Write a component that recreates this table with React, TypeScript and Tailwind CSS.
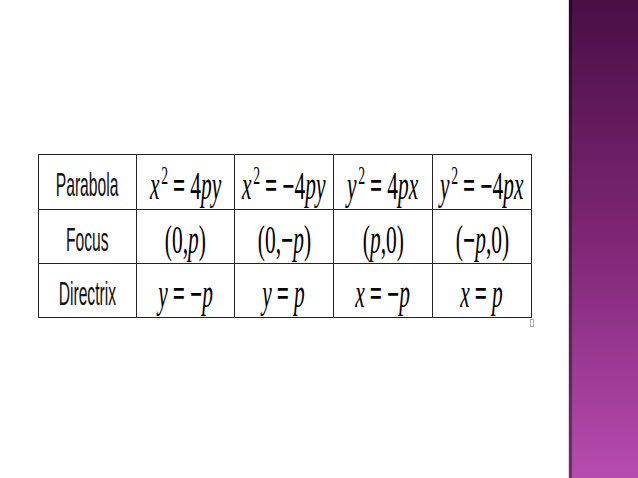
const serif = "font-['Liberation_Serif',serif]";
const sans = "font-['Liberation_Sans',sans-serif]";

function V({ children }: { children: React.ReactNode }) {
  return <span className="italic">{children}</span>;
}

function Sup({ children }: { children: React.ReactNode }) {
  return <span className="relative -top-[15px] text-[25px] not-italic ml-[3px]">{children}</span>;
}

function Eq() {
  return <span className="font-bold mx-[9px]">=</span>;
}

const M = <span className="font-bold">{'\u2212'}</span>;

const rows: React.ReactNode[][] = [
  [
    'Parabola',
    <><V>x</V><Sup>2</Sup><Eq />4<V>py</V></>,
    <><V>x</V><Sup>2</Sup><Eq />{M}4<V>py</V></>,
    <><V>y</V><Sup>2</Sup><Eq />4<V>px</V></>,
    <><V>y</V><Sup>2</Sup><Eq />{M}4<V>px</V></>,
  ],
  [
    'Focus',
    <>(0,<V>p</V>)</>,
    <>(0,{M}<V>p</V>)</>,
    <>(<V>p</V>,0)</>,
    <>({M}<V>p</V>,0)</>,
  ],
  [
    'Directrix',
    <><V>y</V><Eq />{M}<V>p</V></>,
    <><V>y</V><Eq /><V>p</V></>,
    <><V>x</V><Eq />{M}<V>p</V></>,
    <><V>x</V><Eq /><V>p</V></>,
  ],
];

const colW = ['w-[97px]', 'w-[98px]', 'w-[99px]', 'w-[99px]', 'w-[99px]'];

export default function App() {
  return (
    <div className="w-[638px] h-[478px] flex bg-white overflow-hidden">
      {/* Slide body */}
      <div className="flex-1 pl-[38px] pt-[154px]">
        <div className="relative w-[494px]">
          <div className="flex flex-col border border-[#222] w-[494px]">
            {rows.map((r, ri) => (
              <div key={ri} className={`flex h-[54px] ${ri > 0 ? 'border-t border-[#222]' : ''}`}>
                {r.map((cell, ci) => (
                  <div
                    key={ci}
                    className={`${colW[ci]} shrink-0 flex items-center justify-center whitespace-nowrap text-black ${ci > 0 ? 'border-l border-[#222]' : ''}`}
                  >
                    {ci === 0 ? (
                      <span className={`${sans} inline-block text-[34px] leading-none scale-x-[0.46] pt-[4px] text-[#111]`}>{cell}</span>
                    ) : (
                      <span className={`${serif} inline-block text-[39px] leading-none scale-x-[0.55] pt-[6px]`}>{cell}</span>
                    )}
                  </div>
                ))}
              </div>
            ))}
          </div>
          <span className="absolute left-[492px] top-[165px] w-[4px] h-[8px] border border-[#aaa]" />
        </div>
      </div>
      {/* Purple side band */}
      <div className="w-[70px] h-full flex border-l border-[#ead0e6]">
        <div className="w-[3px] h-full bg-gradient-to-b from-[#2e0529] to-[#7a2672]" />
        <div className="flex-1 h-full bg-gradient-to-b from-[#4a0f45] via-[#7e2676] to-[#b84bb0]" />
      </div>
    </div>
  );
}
☆ ☆ ☆ ☆
### What to do
Set the data above down again exactly as given, with no pictures.

### Task result
Write a component that recreates this table with React, TypeScript and Tailwind CSS.
const serif = "font-['Liberation_Serif',serif]";
const sans = "font-['Liberation_Sans',sans-serif]";

function V({ children }: { children: React.ReactNode }) {
  return <span className="italic">{children}</span>;
}

function Sup({ children }: { children: React.ReactNode }) {
  return <span className="relative -top-[15px] text-[25px] not-italic ml-[3px]">{children}</span>;
}

function Eq() {
  return <span className="font-bold mx-[9px]">=</span>;
}

const M = <span className="font-bold">{'\u2212'}</span>;

const rows: React.ReactNode[][] = [
  [
    'Parabola',
    <><V>x</V><Sup>2</Sup><Eq />4<V>py</V></>,
    <><V>x</V><Sup>2</Sup><Eq />{M}4<V>py</V></>,
    <><V>y</V><Sup>2</Sup><Eq />4<V>px</V></>,
    <><V>y</V><Sup>2</Sup><Eq />{M}4<V>px</V></>,
  ],
  [
    'Focus',
    <>(0,<V>p</V>)</>,
    <>(0,{M}<V>p</V>)</>,
    <>(<V>p</V>,0)</>,
    <>({M}<V>p</V>,0)</>,
  ],
  [
    'Directrix',
    <><V>y</V><Eq />{M}<V>p</V></>,
    <><V>y</V><Eq /><V>p</V></>,
    <><V>x</V><Eq />{M}<V>p</V></>,
    <><V>x</V><Eq /><V>p</V></>,
  ],
];

const colW = ['w-[97px]', 'w-[98px]', 'w-[99px]', 'w-[99px]', 'w-[99px]'];

export default function App() {
  return (
    <div className="w-[638px] h-[478px] flex bg-white overflow-hidden">
      {/* Slide body */}
      <div className="flex-1 pl-[38px] pt-[154px]">
        <div className="relative w-[494px]">
          <div className="flex flex-col border border-[#222] w-[494px]">
            {rows.map((r, ri) => (
              <div key={ri} className={`flex h-[54px] ${ri > 0 ? 'border-t border-[#222]' : ''}`}>
                {r.map((cell, ci) => (
                  <div
                    key={ci}
                    className={`${colW[ci]} shrink-0 flex items-center justify-center whitespace-nowrap text-black ${ci > 0 ? 'border-l border-[#222]' : ''}`}
                  >
                    {ci === 0 ? (
                      <span className={`${sans} inline-block text-[34px] leading-none scale-x-[0.46] pt-[4px] text-[#111]`}>{cell}</span>
                    ) : (
                      <span className={`${serif} inline-block text-[39px] leading-none scale-x-[0.55] pt-[6px]`}>{cell}</span>
                    )}
                  </div>
                ))}
              </div>
            ))}
          </div>
          <span className="absolute left-[492px] top-[165px] w-[4px] h-[8px] border border-[#aaa]" />
        </div>
      </div>
      {/* Purple side band */}
      <div className="w-[70px] h-full flex border-l border-[#ead0e6]">
        <div className="w-[3px] h-full bg-gradient-to-b from-[#2e0529] to-[#7a2672]" />
        <div className="flex-1 h-full bg-gradient-to-b from-[#4a0f45] via-[#7e2676] to-[#b84bb0]" />
      </div>
    </div>
  );
}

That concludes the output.